Academic background
- Alma mater: University of Oxford (PhD)
- Thesis: Derrida and Davidson (1992)

Academic work
- Era: Contemporary philosophy
- Region: Western philosophy
- Institutions: University College London

= Sarah Richmond (philosopher) =

Professor of philosophy

Sarah Richmond is an honorary associate professor of philosophy at University College London.

== Work ==

=== Sartrean scholarship ===
Richmond's scholarship on Sartre, has been praised for offering strong arguments through "fidelity to the original text" and without relying too much on secondary sources. Richmond argues that Sartre in basing human freedom on the ontological concept of nothingness (le néant) has been deeply influenced by Christian theology.

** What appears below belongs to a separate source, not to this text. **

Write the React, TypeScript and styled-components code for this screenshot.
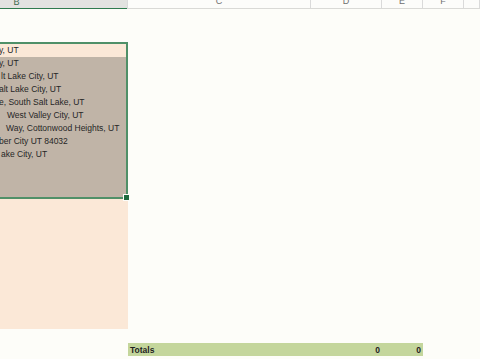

==== Sartre's theory of emotion ====
In her analysis of Sartre's Sketch for a Theory of the Emotions, Richmond argues that there is a clear conflict between two lines of argument about emotional experience. For example when a grimacing face appears in front of me I am "frozen with terror", an emotional equivalence of "wonder and horror". But according to Richmond, Sartre ascribes the source of this magic both to the "perceiving subject", as imposing upon the world, and to the "structure of the world", as perceived by the subject. Richmond's view has been challenged by Hatzimoysis, who defends Sartre's view, by claiming that "in being frozen" the subject simply adjusts and unifies itself to the world, therefore the conflict between two sources is removed. Richmond, however, responds to this challenge, by claiming we can still see the contradiction by simply asking: "is the subject’s emotional consciousness accurately disclosing the world or wish-fulfillingly distorting it?"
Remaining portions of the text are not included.